Cette faible mobilisation est donc due à une identification trop faible de l'espace collectif : c'est parce que les habitants ne partagent pas de représentations d'un espace commun qui peut être amélioré par une action collective qu'ils interviennent si peu dans le processus de concertation, quelles que soient les approches de communication et de conduite des opérations adoptées par les deux organismes HLM. Les locataires ne montrent pas dans leurs discours qu'ils se considèrent comme étant, en partie moins, à l'origine des transformations de l'espace matériel collectif réalisées, alors qu'ils tenaient à préciser les stratégies de négociations avec les ouvriers qu'ils ont pu mettre en œuvre dans l'espace domestique. La réhabilitation ne constitue donc pas une phase d'appropriation plus soutenue de l'espace collectif par des comportements visant à intervenir directement et collectivement sur l'espace matériel.

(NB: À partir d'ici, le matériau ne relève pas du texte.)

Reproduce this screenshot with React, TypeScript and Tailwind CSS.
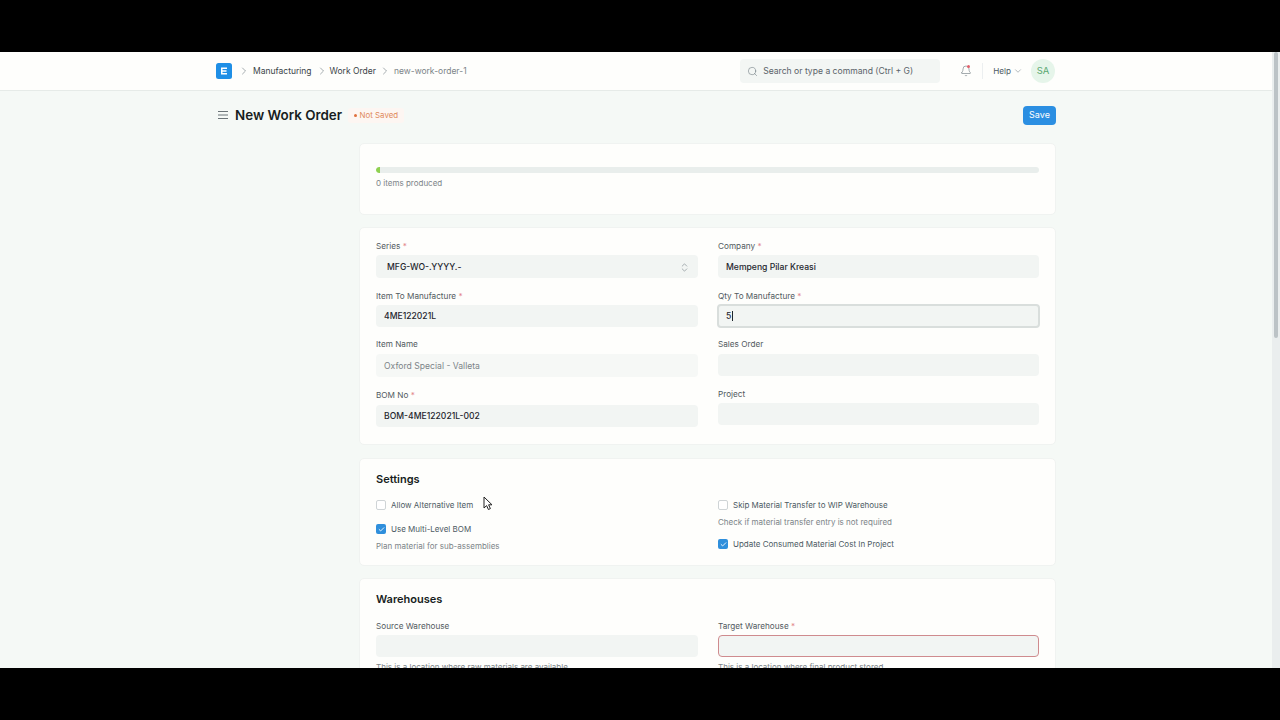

Les transformations réalisées dans le cadre de la réhabilitation ne font pas l'objet de comportements d'appropriation consistant en une large participation à la conception du projet, avant la phase de travaux, qui pourraient conduire le groupe d'habitants à s'identifier à l'espace collectif en imaginant les modifications à réaliser. Une fois celles-ci choisies et effectuées par le bailleur, les habitants ne tendent pas davantage à construire une identité socio-spatiale en utilisant ces transformations comme des symboles, que ce soit en les ignorant, à l'exemple de la mosaïque représentant Paul Eluard, ou parce qu'ils ne s'y reconnaissent pas, à l'exemple de l'embellissement de la cité des Châtaigniers.